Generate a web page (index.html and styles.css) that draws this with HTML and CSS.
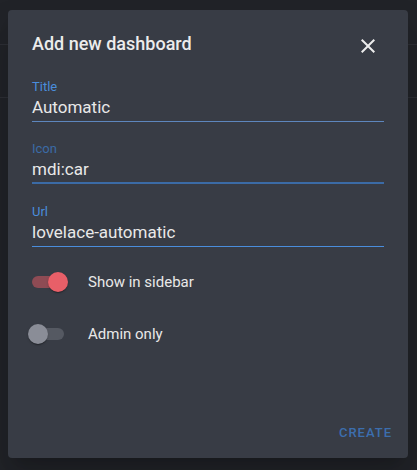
FILE: index.html
```html
<!DOCTYPE html>
<html lang="en">
<head>
    <meta charset="UTF-8">
    <meta name="viewport" content="width=device-width, initial-scale=1.0">
    <title>Add new dashboard</title>
    <link rel="stylesheet" href="styles.css">
</head>
<body>
    <div class="fondo">
        <div class="fondo-barra"></div>
        <div class="fondo-tabs"></div>
    </div>

    <div class="dialogo">
        <div class="dialogo-cabecera">
            <h2 class="dialogo-titulo">Add new dashboard</h2>
            <button type="button" class="btn-cerrar" aria-label="Close">
                <svg viewBox="0 0 24 24" width="24" height="24">
                    <path fill="currentColor" d="M19,6.41L17.59,5L12,10.59L6.41,5L5,6.41L10.59,12L5,17.59L6.41,19L12,13.41L17.59,19L19,17.59L13.41,12L19,6.41Z"/>
                </svg>
            </button>
        </div>

        <div class="dialogo-contenido">
            <div class="campo">
                <label class="etiqueta">Title</label>
                <div class="valor">Automatic</div>
            </div>
            <div class="campo campo-activo">
                <label class="etiqueta">Icon</label>
                <div class="valor">mdi:car</div>
            </div>
            <div class="campo campo-url">
                <label class="etiqueta">Url</label>
                <div class="valor">lovelace-automatic</div>
            </div>

            <div class="switches">
                <div class="fila-switch">
                    <span class="switch switch-on"><span class="switch-pista"></span><span class="switch-bola"></span></span>
                    <span class="switch-texto">Show in sidebar</span>
                </div>
                <div class="fila-switch">
                    <span class="switch"><span class="switch-pista"></span><span class="switch-bola"></span></span>
                    <span class="switch-texto">Admin only</span>
                </div>
            </div>
        </div>

        <div class="dialogo-acciones">
            <button type="button" class="btn-texto">Create</button>
        </div>
    </div>
</body>
</html>
```

FILE: styles.css
```css
:root {
    --fondo-pagina: #212328;
    --fondo-dialogo: #383c45;
    --azul: #4a8ddc;
    --azul-oscuro: #3b6ba6;
    --texto: #e8e8e8;
}

body {
    font-family: Roboto, "Noto Sans", sans-serif;
    background-color: var(--fondo-pagina);
    color: var(--texto);
    margin: 0;
    padding: 0;
    height: 470px;
    overflow: hidden;
}

.fondo-barra {
    height: 44px;
    border-bottom: 1px solid #2d2f35;
}

.fondo-tabs {
    height: 52px;
    border-bottom: 1px solid #2d2f35;
}

.dialogo {
    position: absolute;
    left: 8px;
    top: 10px;
    width: 400px;
    height: 448px;
    background-color: var(--fondo-dialogo);
    border-radius: 4px;
    box-shadow: 0 11px 15px -7px rgba(0,0,0,0.2), 0 24px 38px 3px rgba(0,0,0,0.14);
    display: flex;
    flex-direction: column;
    box-sizing: border-box;
}

.dialogo-cabecera {
    display: flex;
    align-items: center;
    justify-content: space-between;
    padding: 18px 28px 0 24px;
    height: 32px;
}

.dialogo-titulo {
    margin: 0;
    font-size: 18px;
    font-weight: 500;
    line-height: 32px;
    color: #ececec;
}

.btn-cerrar {
    background: none;
    border: none;
    padding: 0;
    width: 24px;
    height: 24px;
    color: #ececec;
    margin-top: 4px;
    cursor: pointer;
}

.btn-cerrar svg {
    display: block;
}

.dialogo-contenido {
    flex: 1;
    padding: 0 24px;
}

.campo {
    margin-top: 19px;
    border-bottom: 1px solid #5d86bd;
    padding-bottom: 2px;
}

.etiqueta {
    display: block;
    font-size: 13px;
    line-height: 16px;
    color: var(--azul);
}

.valor {
    font-size: 17px;
    line-height: 24px;
    color: var(--texto);
}

.campo-activo {
    border-bottom: 2px solid var(--azul-oscuro);
    padding-bottom: 1px;
}

.campo-activo .etiqueta {
    color: var(--azul-oscuro);
}

.campo-url {
    margin-top: 20px;
    border-bottom-color: var(--azul);
}

.switches {
    margin-top: 9px;
}

.fila-switch {
    display: flex;
    align-items: center;
    height: 52px;
    gap: 24px;
}

.switch {
    position: relative;
    width: 32px;
    height: 12px;
    flex-shrink: 0;
}

.switch-pista {
    display: block;
    width: 100%;
    height: 100%;
    border-radius: 6px;
    background-color: #555962;
}

.switch-bola {
    position: absolute;
    top: -4px;
    left: -4px;
    width: 20px;
    height: 20px;
    border-radius: 50%;
    background-color: #8a8d97;
    box-shadow: 0 2px 1px -1px rgba(0,0,0,0.2), 0 1px 1px 0 rgba(0,0,0,0.14), 0 1px 3px 0 rgba(0,0,0,0.12);
}

.switch-on .switch-pista {
    background-color: #8e4b54;
}

.switch-on .switch-bola {
    left: 16px;
    background-color: #e85f68;
}

.switch-texto {
    font-size: 15px;
    line-height: 20px;
    color: var(--texto);
}

.dialogo-acciones {
    display: flex;
    justify-content: flex-end;
    padding: 8px;
}

.btn-texto {
    background: none;
    border: none;
    height: 36px;
    padding: 0 8px;
    font-family: inherit;
    font-size: 13px;
    font-weight: 500;
    letter-spacing: 1px;
    text-transform: uppercase;
    color: #3c6eae;
    cursor: pointer;
}
```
-------
**To be done:**
Every line of text is to be repeated exactly; pictures are left out.

**Solution:**
Generate a web page (index.html and styles.css) that draws this with HTML and CSS.
FILE: index.html
```html
<!DOCTYPE html>
<html lang="en">
<head>
    <meta charset="UTF-8">
    <meta name="viewport" content="width=device-width, initial-scale=1.0">
    <title>Add new dashboard</title>
    <link rel="stylesheet" href="styles.css">
</head>
<body>
    <div class="fondo">
        <div class="fondo-barra"></div>
        <div class="fondo-tabs"></div>
    </div>

    <div class="dialogo">
        <div class="dialogo-cabecera">
            <h2 class="dialogo-titulo">Add new dashboard</h2>
            <button type="button" class="btn-cerrar" aria-label="Close">
                <svg viewBox="0 0 24 24" width="24" height="24">
                    <path fill="currentColor" d="M19,6.41L17.59,5L12,10.59L6.41,5L5,6.41L10.59,12L5,17.59L6.41,19L12,13.41L17.59,19L19,17.59L13.41,12L19,6.41Z"/>
                </svg>
            </button>
        </div>

        <div class="dialogo-contenido">
            <div class="campo">
                <label class="etiqueta">Title</label>
                <div class="valor">Automatic</div>
            </div>
            <div class="campo campo-activo">
                <label class="etiqueta">Icon</label>
                <div class="valor">mdi:car</div>
            </div>
            <div class="campo campo-url">
                <label class="etiqueta">Url</label>
                <div class="valor">lovelace-automatic</div>
            </div>

            <div class="switches">
                <div class="fila-switch">
                    <span class="switch switch-on"><span class="switch-pista"></span><span class="switch-bola"></span></span>
                    <span class="switch-texto">Show in sidebar</span>
                </div>
                <div class="fila-switch">
                    <span class="switch"><span class="switch-pista"></span><span class="switch-bola"></span></span>
                    <span class="switch-texto">Admin only</span>
                </div>
            </div>
        </div>

        <div class="dialogo-acciones">
            <button type="button" class="btn-texto">Create</button>
        </div>
    </div>
</body>
</html>
```

FILE: styles.css
```css
:root {
    --fondo-pagina: #212328;
    --fondo-dialogo: #383c45;
    --azul: #4a8ddc;
    --azul-oscuro: #3b6ba6;
    --texto: #e8e8e8;
}

body {
    font-family: Roboto, "Noto Sans", sans-serif;
    background-color: var(--fondo-pagina);
    color: var(--texto);
    margin: 0;
    padding: 0;
    height: 470px;
    overflow: hidden;
}

.fondo-barra {
    height: 44px;
    border-bottom: 1px solid #2d2f35;
}

.fondo-tabs {
    height: 52px;
    border-bottom: 1px solid #2d2f35;
}

.dialogo {
    position: absolute;
    left: 8px;
    top: 10px;
    width: 400px;
    height: 448px;
    background-color: var(--fondo-dialogo);
    border-radius: 4px;
    box-shadow: 0 11px 15px -7px rgba(0,0,0,0.2), 0 24px 38px 3px rgba(0,0,0,0.14);
    display: flex;
    flex-direction: column;
    box-sizing: border-box;
}

.dialogo-cabecera {
    display: flex;
    align-items: center;
    justify-content: space-between;
    padding: 18px 28px 0 24px;
    height: 32px;
}

.dialogo-titulo {
    margin: 0;
    font-size: 18px;
    font-weight: 500;
    line-height: 32px;
    color: #ececec;
}

.btn-cerrar {
    background: none;
    border: none;
    padding: 0;
    width: 24px;
    height: 24px;
    color: #ececec;
    margin-top: 4px;
    cursor: pointer;
}

.btn-cerrar svg {
    display: block;
}

.dialogo-contenido {
    flex: 1;
    padding: 0 24px;
}

.campo {
    margin-top: 19px;
    border-bottom: 1px solid #5d86bd;
    padding-bottom: 2px;
}

.etiqueta {
    display: block;
    font-size: 13px;
    line-height: 16px;
    color: var(--azul);
}

.valor {
    font-size: 17px;
    line-height: 24px;
    color: var(--texto);
}

.campo-activo {
    border-bottom: 2px solid var(--azul-oscuro);
    padding-bottom: 1px;
}

.campo-activo .etiqueta {
    color: var(--azul-oscuro);
}

.campo-url {
    margin-top: 20px;
    border-bottom-color: var(--azul);
}

.switches {
    margin-top: 9px;
}

.fila-switch {
    display: flex;
    align-items: center;
    height: 52px;
    gap: 24px;
}

.switch {
    position: relative;
    width: 32px;
    height: 12px;
    flex-shrink: 0;
}

.switch-pista {
    display: block;
    width: 100%;
    height: 100%;
    border-radius: 6px;
    background-color: #555962;
}

.switch-bola {
    position: absolute;
    top: -4px;
    left: -4px;
    width: 20px;
    height: 20px;
    border-radius: 50%;
    background-color: #8a8d97;
    box-shadow: 0 2px 1px -1px rgba(0,0,0,0.2), 0 1px 1px 0 rgba(0,0,0,0.14), 0 1px 3px 0 rgba(0,0,0,0.12);
}

.switch-on .switch-pista {
    background-color: #8e4b54;
}

.switch-on .switch-bola {
    left: 16px;
    background-color: #e85f68;
}

.switch-texto {
    font-size: 15px;
    line-height: 20px;
    color: var(--texto);
}

.dialogo-acciones {
    display: flex;
    justify-content: flex-end;
    padding: 8px;
}

.btn-texto {
    background: none;
    border: none;
    height: 36px;
    padding: 0 8px;
    font-family: inherit;
    font-size: 13px;
    font-weight: 500;
    letter-spacing: 1px;
    text-transform: uppercase;
    color: #3c6eae;
    cursor: pointer;
}
```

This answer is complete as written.